Critique sur la série complète
Proche de l'imaginaire des classiques de l'Héroic-Fantasy,
Elias le maudit possède son lot de figures ressassées. Une quête, de la sorcellerie, des créatures fantastiques, des monstres hideux et une galerie de compagnons d'aventure plutôt communs (un zwerg, sorte de lutin anthropophage, un colosse du pays des glaces et une superbe femme médecin). Et dans mon esprit sectaire, il n'y avait que fort peu de chances qu'il s'extraie de l'inépuisable salmigondis de pauvretés que peut produire un genre si fécond. Imbécile de moi ! Car sans faire preuve d'une abondante originalité, cette série possède néanmoins quelques atouts et tire plus qu'honorablement son épingle du jeu.
La trame imaginée par
Sylviane Corgiat est réellement captivante et elle a insufflé à son récit une atmosphère très noire et des plus étouffante. le héros évolue dans un monde décadent en proie aux épidémies, un univers obscurantiste, sauvage et violent. Antipathique et impitoyable, cet ancien roi conquérant assoiffé de pouvoir est plus méchant que les méchants et nous épargne ainsi un manichéisme rédhibitoire. Ici, c'est le mal contre le mal. On se bat, pille, brûle, torture et tue. On ne rigole pas souvent et c'est tant mieux.

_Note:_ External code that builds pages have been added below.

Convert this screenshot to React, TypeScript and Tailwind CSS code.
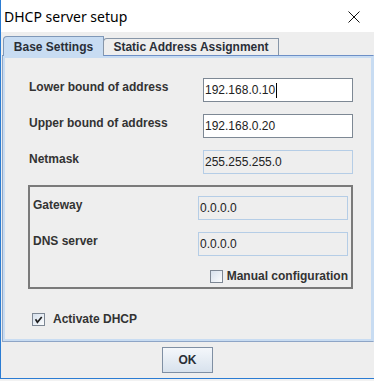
const LABEL = "text-[12px] leading-[16px] font-bold text-[#333333] mt-[1px]";
const FONT = { fontFamily: '"Liberation Sans", Arial, sans-serif' };

function TextField({ value, caret, disabled }: { value: string; caret?: boolean; disabled?: boolean }) {
  return (
    <div
      className={
        "w-[150px] h-[24px] flex items-center pl-[1px] text-[12px] text-[#222222] border " +
        (disabled ? "bg-[#eeeeee] border-[#b5cde6]" : "bg-white border-[#7d8894]")
      }
    >
      <span>{value}</span>
      {caret && <span className="w-px h-[15px] bg-black ml-[1px]" />}
    </div>
  );
}

function FieldRow({ label, labelWidth, children }: { label: string; labelWidth: string; children: React.ReactNode }) {
  return (
    <div className="flex items-start">
      <div className={labelWidth + " " + LABEL}>{label}</div>
      {children}
    </div>
  );
}

function CheckBox({ checked }: { checked?: boolean }) {
  return (
    <div className="w-[13px] h-[13px] border border-[#7d8794] bg-gradient-to-br from-[#d6e0ec] to-[#fbfcfd] flex items-center justify-center shrink-0">
      {checked && (
        <svg width="11" height="11" viewBox="0 0 11 11">
          <path d="M3 6 L4.4 8.2 L8.2 3.6" fill="none" stroke="#1e1e1e" strokeWidth="1.7" strokeLinecap="square" />
        </svg>
      )}
    </div>
  );
}

export default function App() {
  return (
    <div className="w-[374px] h-[381px] bg-[#f2f2f2]" style={FONT}>
      <div className="w-[374px] h-[379px] border-l border-b border-[#2b7cd3] bg-[#eeeeee] flex flex-col">
        {/* title bar */}
        <div className="h-[32px] bg-white flex items-center justify-between pl-[3px] pr-[14px] shrink-0">
          <span className="text-[14px] text-black pt-[1px]" style={{ fontFamily: '"Segoe UI", "Noto Sans", sans-serif' }}>
            DHCP server setup
          </span>
          <svg width="12" height="12" viewBox="0 0 12 12" className="mt-[2px]">
            <path d="M0.5 0.5 L11.5 11.5 M11.5 0.5 L0.5 11.5" stroke="#111" strokeWidth="1" />
          </svg>
        </div>

        {/* tabs */}
        <div className="h-[24px] -mb-px flex items-end pl-[2px] relative z-10 shrink-0">
          <div className="w-[101px] h-[20px] bg-[#c8dcf2] border-l border-t border-r border-[#7f98b8] rounded-tl-[4px] flex items-center justify-center text-[12px] font-bold text-[#2a2f38]">
            Base Settings
          </div>
          <div className="w-[176px] h-[17px] mb-px -ml-px bg-[#eeeeee] border-l border-t border-r border-[#8796a8] rounded-tl-[4px] flex items-center justify-center text-[12px] font-bold text-[#2a2f38]">
            Static Address Assignment
          </div>
        </div>

        {/* tab content */}
        <div className="w-[372px] h-[287px] ml-px border border-[#8ea5c6] border-t-[#6d8fc6] border-r-[#c8dcf2] bg-[#c8dcf2] p-[2px] shrink-0">
          <div className="h-full bg-[#eeeeee] pl-[23px] pt-[20px]">
            <div className="ml-px flex flex-col gap-[12px]">
              <FieldRow label="Lower bound of address" labelWidth="w-[174px]">
                <TextField value="192.168.0.10" caret />
              </FieldRow>
              <FieldRow label="Upper bound of address" labelWidth="w-[174px]">
                <TextField value="192.168.0.20" />
              </FieldRow>
              <FieldRow label="Netmask" labelWidth="w-[174px]">
                <TextField value="255.255.255.0" disabled />
              </FieldRow>
            </div>

            <div className="w-[325px] mt-[11px] border-2 border-[#7a7a7a] pt-[9px] pl-[3px] pr-[3px] pb-[3px]">
              <div className="flex flex-col gap-[12px]">
                <FieldRow label="Gateway" labelWidth="w-[165px]">
                  <TextField value="0.0.0.0" disabled />
                </FieldRow>
                <FieldRow label="DNS server" labelWidth="w-[165px]">
                  <TextField value="0.0.0.0" disabled />
                </FieldRow>
              </div>
              <div className="mt-[12px] h-[16px] flex items-center justify-end gap-[4px]">
                <CheckBox />
                <span className="text-[12px] leading-[16px] font-bold text-[#333333]">Manual configuration</span>
              </div>
            </div>

            <div className="mt-[22px] ml-[4px] h-[16px] flex items-center gap-[8px]">
              <CheckBox checked />
              <span className="text-[12px] leading-[16px] font-bold text-[#333333]">Activate DHCP</span>
            </div>
          </div>
        </div>

        {/* buttons */}
        <div className="flex-1 flex justify-center pt-[5px]">
          <button className="w-[51px] h-[26px] border border-[#7f8fa3] bg-gradient-to-b from-[#f4f7fb] to-[#d8e2ed] text-[12px] font-bold text-[#2a2f38]">
            OK
          </button>
        </div>
      </div>
    </div>
  );
}
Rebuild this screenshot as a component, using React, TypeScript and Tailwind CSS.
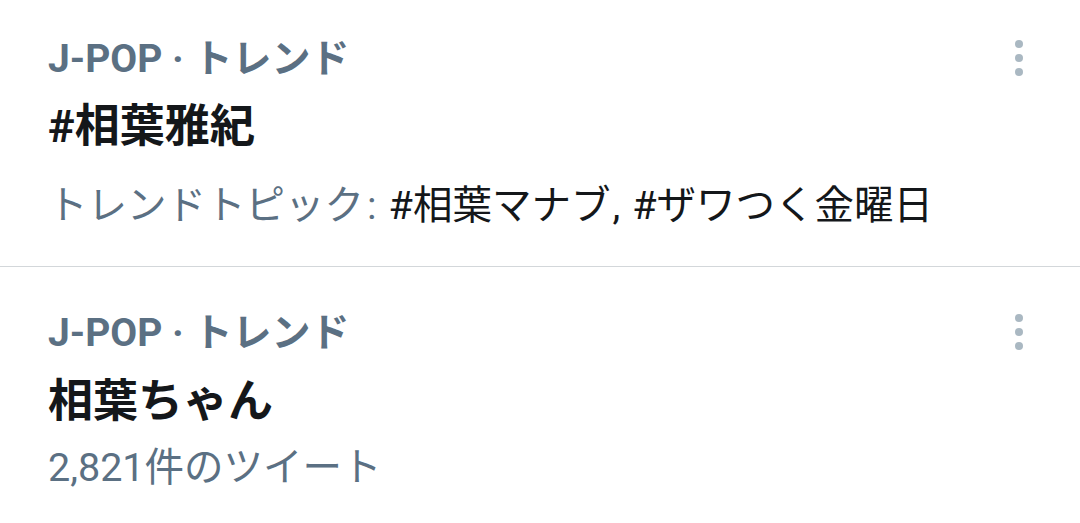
import React from "react";

const FONT = { fontFamily: "Roboto, 'Noto Sans CJK JP', sans-serif" };

function Dots() {
  return (
    <div className="mt-[5px] flex flex-col gap-[6px] pr-[57px]">
      <span className="block h-[8px] w-[8px] rounded-full bg-[#aab8c2]" />
      <span className="block h-[8px] w-[8px] rounded-full bg-[#aab8c2]" />
      <span className="block h-[8px] w-[8px] rounded-full bg-[#aab8c2]" />
    </div>
  );
}

export default function App() {
  return (
    <div className="h-[523px] w-[1080px] overflow-hidden bg-white" style={FONT}>
      <div className="flex items-start justify-between pl-[48px] pt-[35px] pb-[36px]">
        <div className="flex flex-col">
          <div className="text-[39px] leading-[48px] font-bold text-[#5b7083]">J-POP · トレンド</div>
          <div className="mt-[16px] text-[45px] leading-[56px] font-bold text-[#14171a]">#相葉雅紀</div>
          <div className="mt-[27px] flex text-[39.5px] leading-[48px] text-[#5b7083] whitespace-nowrap">
            <span>トレンドトピック</span>
            <span className="ml-[3px]">:</span>
            <span className="ml-[12px] text-[#14171a]">#相葉マナブ</span>
            <span className="ml-[2px] text-[#14171a]">,</span>
            <span className="ml-[12px] text-[#14171a]">#ザワつく金曜日</span>
          </div>
        </div>
        <Dots />
      </div>
      <div className="h-px w-full bg-[#d3d7da]" />
      <div className="flex items-start justify-between pl-[48px] pt-[42px]">
        <div className="flex flex-col">
          <div className="text-[39px] leading-[48px] font-bold text-[#5b7083]">J-POP · トレンド</div>
          <div className="mt-[17px] text-[45px] leading-[56px] font-bold text-[#14171a]">相葉ちゃん</div>
          <div className="mt-[14px] text-[39.5px] leading-[48px] text-[#5b7083]">2,821件のツイート</div>
        </div>
        <Dots />
      </div>
    </div>
  );
}
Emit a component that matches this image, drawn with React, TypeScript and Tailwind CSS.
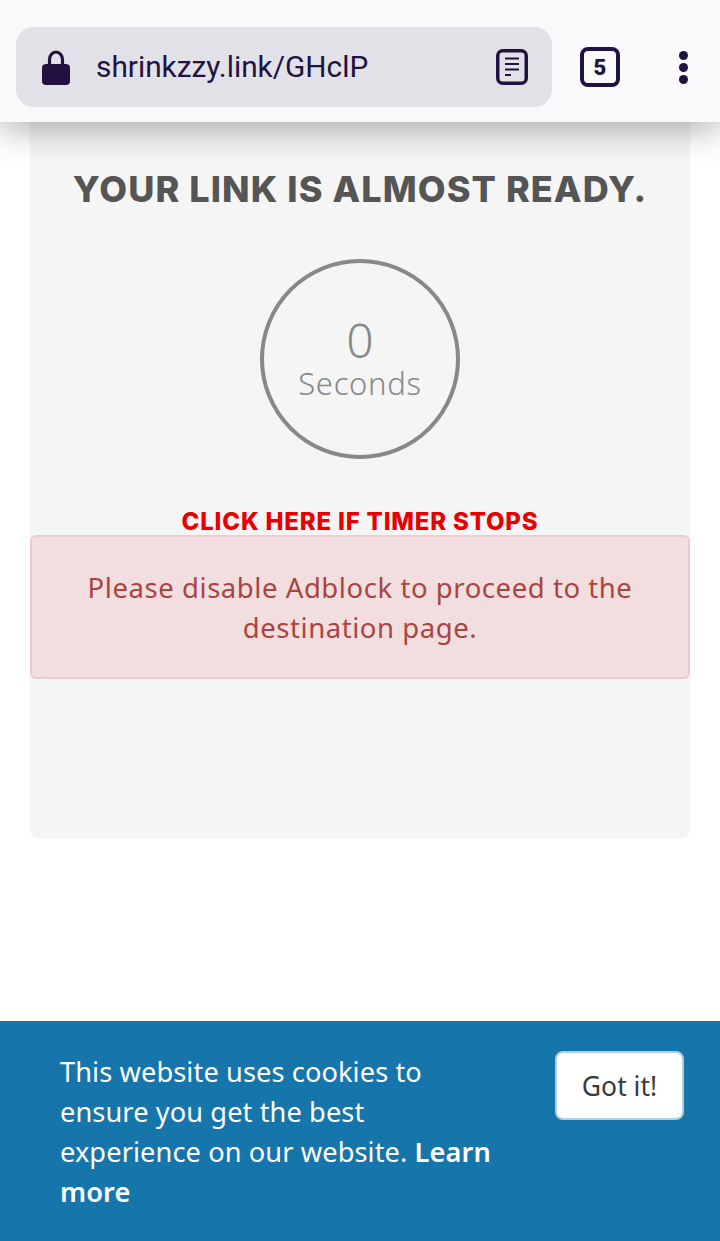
// Shortener wait page inside a mobile browser frame

const INK = "#22123f"

// ── Toolbar icons ─────────────────────────────────────────────────────────────

function LockIcon() {
  return (
    <svg width="30" height="37" viewBox="0 0 30 37" fill="none">
      <path d="M8.5 17V10.5a6.5 7.5 0 0 1 13 0V17" stroke={INK} strokeWidth="3.2" />
      <rect x="1" y="15" width="28" height="21" rx="4" fill={INK} />
    </svg>
  )
}

function ReaderIcon() {
  return (
    <svg width="32" height="36" viewBox="0 0 32 36" fill="none">
      <rect x="1.75" y="1.75" width="28.5" height="32.5" rx="5" stroke={INK} strokeWidth="3.5" />
      <path d="M9 9.5h14M9 15h14M9 20.5h14M9 26h6" stroke={INK} strokeWidth="2.2" />
    </svg>
  )
}

function Toolbar() {
  return (
    <header className="relative z-10 h-[122px] shrink-0 flex items-start pt-[27px] pl-4 bg-[#f9f9fc] shadow-[0_10px_30px_rgba(0,0,0,0.28)]">
      <div className="w-[536px] h-20 flex items-center rounded-[18px] bg-[#e1e1e7] pl-[25px] pr-[24px]">
        <LockIcon />
        <span className="ml-[25px] flex-1 font-['Roboto',sans-serif] text-[29.8px] text-[#22123f]">
          shrinkzzy.link/GHclP
        </span>
        <ReaderIcon />
      </div>
      <div className="ml-7 mt-5 w-10 h-10 flex items-center justify-center rounded-[8px] border-[4px] border-[#22123f] font-['Roboto',sans-serif] font-black text-[22px] text-[#22123f]">
        5
      </div>
      <div className="ml-[59px] mt-6 flex flex-col gap-[3px]">
        <span className="w-[9px] h-[9px] rounded-full bg-[#22123f]" />
        <span className="w-[9px] h-[9px] rounded-full bg-[#22123f]" />
        <span className="w-[9px] h-[9px] rounded-full bg-[#22123f]" />
      </div>
    </header>
  )
}

// ── Page ──────────────────────────────────────────────────────────────────────

function WaitCard() {
  return (
    <main className="mx-[30px] h-[717px] rounded-b-[10px] bg-[#f5f5f6] flex flex-col items-center pt-[45px]">
      <h1 className="font-['Inter',sans-serif] font-extrabold text-[36px] leading-[44px] tracking-[1.08px] text-[#555555] whitespace-nowrap">
        YOUR LINK IS ALMOST READY.
      </h1>
      <div className="mt-[48px] w-[200px] h-[200px] rounded-full border-[4px] border-[#888888] flex flex-col items-center justify-center font-['Noto_Sans',sans-serif] text-[#888888]">
        <span className="text-[48px] leading-[50px] font-light -mt-[3px]">0</span>
        <span className="text-[31px] leading-[36px] font-light tracking-[0.7px]">Seconds</span>
      </div>
      <a className="mt-[49px] h-[27px] font-['Inter',sans-serif] font-extrabold text-[24px] leading-[27px] tracking-[0.82px] text-[#e60000] whitespace-nowrap">
        CLICK HERE IF TIMER STOPS
      </a>
      <div className="w-full h-[144px] flex items-center justify-center rounded-[6px] border-2 border-[#ebccd1] bg-[#f2dede] px-10 pt-[2px] text-center font-['Noto_Sans',sans-serif] text-[27.5px] tracking-[0.56px] leading-10 text-[#a94442]">
        Please disable Adblock to proceed to the destination page.
      </div>
    </main>
  )
}

function CookieBar() {
  return (
    <footer className="h-[220px] shrink-0 bg-[#1675ab] flex items-start pl-[60px] pr-9 pt-[31px] font-['Noto_Sans',sans-serif] text-white">
      <p className="w-[440px] text-[27.2px] tracking-[0.1px] leading-10">
        This website uses cookies to ensure you get the best experience on our website.{" "}
        <span className="font-semibold">Learn more</span>
      </p>
      <button className="ml-auto -mt-[1px] w-[129px] h-[69px] pt-[2px] rounded-[8px] border-2 border-[#b3cddc] bg-white text-[26.5px] text-[#3a3a3a]">
        Got it!
      </button>
    </footer>
  )
}

export default function App() {
  return (
    <div className="w-[720px] h-[1241px] overflow-hidden bg-white flex flex-col justify-between">
      <div>
        <Toolbar />
        <WaitCard />
      </div>
      <CookieBar />
    </div>
  )
}
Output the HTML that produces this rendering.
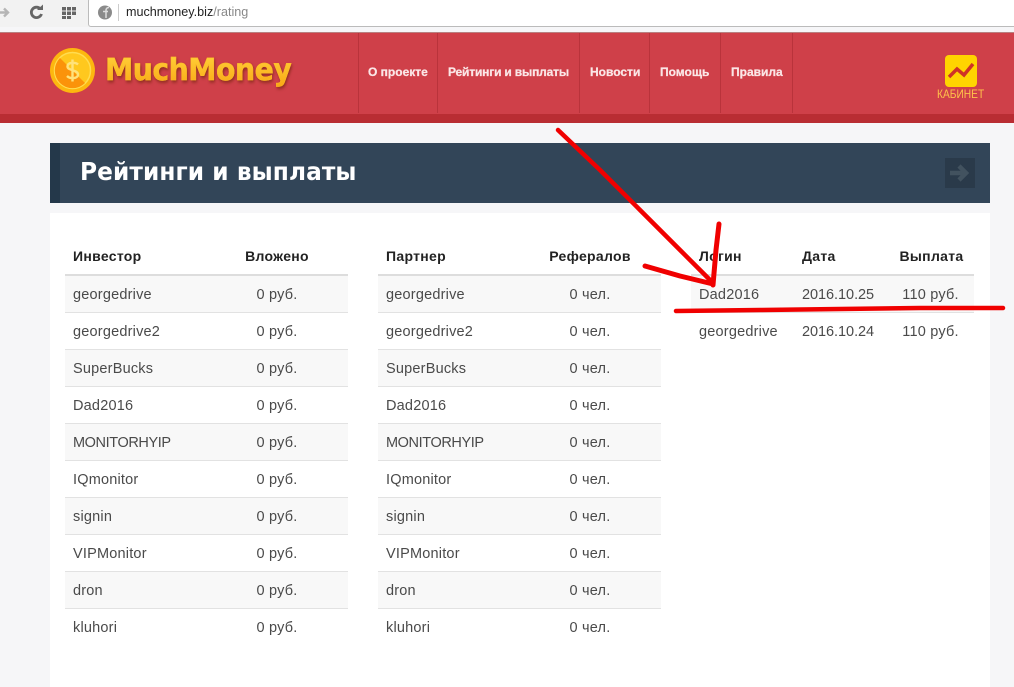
<!DOCTYPE html>
<html><head><meta charset="utf-8"><style>
html,body{margin:0;padding:0}
body{width:1014px;height:687px;position:relative;overflow:hidden;background:#f6f6f8;font-family:"Liberation Sans",sans-serif;color:#4a4a4a}
.a{position:absolute}
table{position:absolute;top:237px;width:283px;border-collapse:collapse;table-layout:fixed;font-size:14.5px;letter-spacing:.2px}
th{height:37px;padding:0;font-size:14px;color:#222;font-weight:bold;border-bottom:2px solid #ddd;letter-spacing:.3px}
td{height:34px;padding:2px 0 0;border-bottom:1px solid #e2e2e2;text-align:center}
tr:nth-child(even) td{background:#f8f8f8}
tr:last-child td{border-bottom:0;background:#fff}
th:first-child,td:first-child{text-align:left;padding-left:8px}
#t3 th:last-child{padding-right:5px}
#t3 td:last-child{padding-right:7px}
.m{letter-spacing:-.4px}
.d{text-align:left!important;letter-spacing:-.05px}
.n{top:65px;font:bold 12px "Liberation Sans",sans-serif;color:#fbe6e6;white-space:nowrap;-webkit-text-stroke:.25px #fbe6e6}
.v{top:33px;width:1px;height:80px;background:#b9333b}
</style></head><body>
<div class="a" style="left:0;top:0;width:1014px;height:27px;background:#f2f2f2"></div>
<div class="a" style="left:88px;top:-2px;width:930px;height:27px;background:#fff;border:1px solid #bbb;border-radius:3px"></div>
<svg class="a" style="left:0;top:0" width="120" height="27">
<path d="M0 12.500h7M4 8.500l4 4-4 4" fill="none" stroke="#b5b5b5" stroke-width="2.400"/>
<path d="M40.500 9a5.200 5.200 0 1 0 1 5" fill="none" stroke="#666" stroke-width="2.800"/><path d="M37 10h6V4.500z" fill="#666"/>
<path d="M62 7h4v3.500h-4zM67 7h4v3.500h-4zM72 7h4v3.500h-4zM62 11.500h4v3.500h-4zM67 11.500h4v3.500h-4zM72 11.500h4v3.500h-4zM62 16h4v3h-4zM67 16h4v3h-4z" fill="#666"/>
<circle cx="105" cy="12.500" r="7" fill="#8a8a8a"/><path d="M106 18v-7.500q0-3 3-3M103 11.500h5" fill="none" stroke="#ddd" stroke-width="1.500"/>
<path d="M118.500 4v17" stroke="#ccc"/>
</svg>
<div class="a" style="left:126px;top:5px;font-size:12.600px;color:#222;white-space:nowrap">muchmoney.biz<span style="color:#888">/rating</span></div>

<div class="a" style="left:0;top:32px;width:1014px;height:82px;background:#cf4049;border-top:1px solid #b98080;box-sizing:border-box"></div>
<div class="a" style="left:0;top:114px;width:1014px;height:9px;background:#b92d33"></div>
<div class="a v" style="left:358px"></div><div class="a v" style="left:437px"></div><div class="a v" style="left:579px"></div><div class="a v" style="left:649px"></div><div class="a v" style="left:720px"></div><div class="a v" style="left:792px"></div>
<svg class="a" style="left:50px;top:48px" width="46" height="46">
<circle cx="22.500" cy="22.500" r="22.500" fill="#fdb70f"/><circle cx="22.500" cy="22.500" r="18" fill="#ffc81e" stroke="#ffdc50" stroke-width="1.500"/>
<path d="M10 10L35 35A17.500 17.500 0 0 1 10 10z" fill="#fb930a"/>
<path d="M28 16.500c-2.500-2.500-10.500-2.500-10.500 2 0 4.500 10.500 3 10.500 8 0 4.500-8 4.500-11 1.500M22.500 11.500v22" fill="none" stroke="#ffe27a" stroke-width="2.400"/>
</svg>
<div class="a" style="left:105px;top:53px;font:bold 30px 'DejaVu Sans',sans-serif;letter-spacing:-.55px;white-space:nowrap;transform-origin:left top;transform:scaleX(.945);filter:drop-shadow(1px 2px 1.500px #8f2d20)"><span style="background:linear-gradient(#ffd23a,#f9a614);-webkit-background-clip:text;background-clip:text;color:transparent;-webkit-text-stroke:.4px #fdb926">MuchMoney</span></div>
<div class="a n" style="left:368px">О проекте</div>
<div class="a n" style="left:448px;letter-spacing:-.17px">Рейтинги и выплаты</div>
<div class="a n" style="left:590px">Новости</div>
<div class="a n" style="left:660px">Помощь</div>
<div class="a n" style="left:731px">Правила</div>
<svg class="a" style="left:945px;top:55px" width="32" height="32"><rect width="32" height="32" rx="4" fill="#ffd400"/><path d="M4 22l8-8 7 6 9-11" fill="none" stroke="#cf3226" stroke-width="3.500"/></svg>
<div class="a" style="left:937px;top:87px;font-size:12px;color:#ffc24a;white-space:nowrap;transform-origin:left top;transform:scaleX(.85)">КАБИНЕТ</div>

<div class="a" style="left:50px;top:143px;width:940px;height:60px;background:#324558"></div>
<div class="a" style="left:50px;top:143px;width:10px;height:60px;background:#24384a"></div>
<div class="a" style="left:80px;top:157px;font:bold 25px 'DejaVu Sans',sans-serif;color:#fff;white-space:nowrap;letter-spacing:.1px;transform-origin:left top;transform:scaleX(.93)">Рейтинги и выплаты</div>
<div class="a" style="left:945px;top:158px;width:30px;height:30px;background:#2a3a4a"></div>
<svg class="a" style="left:945px;top:158px" width="30" height="30"><path d="M5 15h16M14 8l7 7-7 7" fill="none" stroke="#42525f" stroke-width="4.500"/></svg>
<div class="a" style="left:50px;top:213px;width:940px;height:474px;background:#fff"></div>

<table style="left:65px"><colgroup><col style="width:141px"><col></colgroup>
<tr><th>Инвестор</th><th>Вложено</th></tr>
<tr><td>georgedrive</td><td>0 руб.</td></tr>
<tr><td>georgedrive2</td><td>0 руб.</td></tr>
<tr><td>SuperBucks</td><td>0 руб.</td></tr>
<tr><td>Dad2016</td><td>0 руб.</td></tr>
<tr><td><span class="m">MONITORHYIP</span></td><td>0 руб.</td></tr>
<tr><td>IQmonitor</td><td>0 руб.</td></tr>
<tr><td>signin</td><td>0 руб.</td></tr>
<tr><td>VIPMonitor</td><td>0 руб.</td></tr>
<tr><td>dron</td><td>0 руб.</td></tr>
<tr><td>kluhori</td><td>0 руб.</td></tr>
</table>
<table style="left:378px"><colgroup><col style="width:141px"><col></colgroup>
<tr><th>Партнер</th><th>Рефералов</th></tr>
<tr><td>georgedrive</td><td>0 чел.</td></tr>
<tr><td>georgedrive2</td><td>0 чел.</td></tr>
<tr><td>SuperBucks</td><td>0 чел.</td></tr>
<tr><td>Dad2016</td><td>0 чел.</td></tr>
<tr><td><span class="m">MONITORHYIP</span></td><td>0 чел.</td></tr>
<tr><td>IQmonitor</td><td>0 чел.</td></tr>
<tr><td>signin</td><td>0 чел.</td></tr>
<tr><td>VIPMonitor</td><td>0 чел.</td></tr>
<tr><td>dron</td><td>0 чел.</td></tr>
<tr><td>kluhori</td><td>0 чел.</td></tr>
</table>
<table id="t3" style="left:691px"><colgroup><col style="width:111px"><col style="width:92px"><col></colgroup>
<tr><th>Логин</th><th style="text-align:left">Дата</th><th>Выплата</th></tr>
<tr><td>Dad2016</td><td class="d">2016.10.25</td><td>110 руб.</td></tr>
<tr><td style="border:0;background:#fff">georgedrive</td><td class="d" style="border:0;background:#fff">2016.10.24</td><td style="border:0;background:#fff">110 руб.</td></tr>
</table>

<svg class="a" style="left:0;top:0" width="1014" height="687">
<g fill="none" stroke="#f00000" stroke-linecap="round" stroke-linejoin="round">
<path d="M558 130L600 170 640 210 680 250 713 283" stroke-width="4.500"/>
<path d="M719 224L716 250 713 285" stroke-width="5"/>
<path d="M645 266L680 276 713 284" stroke-width="5"/>
<path d="M676 311L760 310 840 309 920 308 1003 308" stroke-width="4.500"/>
</g></svg>
</body></html>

Il est également appréciable de constater avec quelle intelligence la scénariste a exploité la composante occulte. L'histoire ne baigne pas dans une ambiance de magie permanente, à l'image d'un Lanfeust par exemple. Son emploi est tout en retenue, la plupart du temps légitime et n'est pas prétexte à des scènes exclusivement concoctées pour justifier une étiquette fantasy pur jus. Encore une fois, c'est tant mieux.
Le graphisme de
Corrado Mastantuono, s'il ne fait pas preuve d'une grande personnalité, est tout de même percutant. Quelquefois inégal, plutôt précis et très dynamique, il s'appuie sur un découpage assez inventif pour donner tout son rythme à la narration. On le sent très légèrement évoluer au cours de l'aventure, la ligne se devinant plus assurée et débarrassée de ses quelques inconstances. La colorisation est plaisante, sans fioriture et ses tonalités sombres s'adaptent parfaitement à l'esprit de l'ensemble.
Si tous les éléments propres au genre sont bien présents, les auteurs ont su raisonnablement s'écarter des sentiers battus pour éviter habilement l'écueil des poncifs. L'oeuvre qu'ils nous livrent en devient palpitante au point qu'il est difficile de sortir son nez des trois tomes avant d'avoir clos le dernier.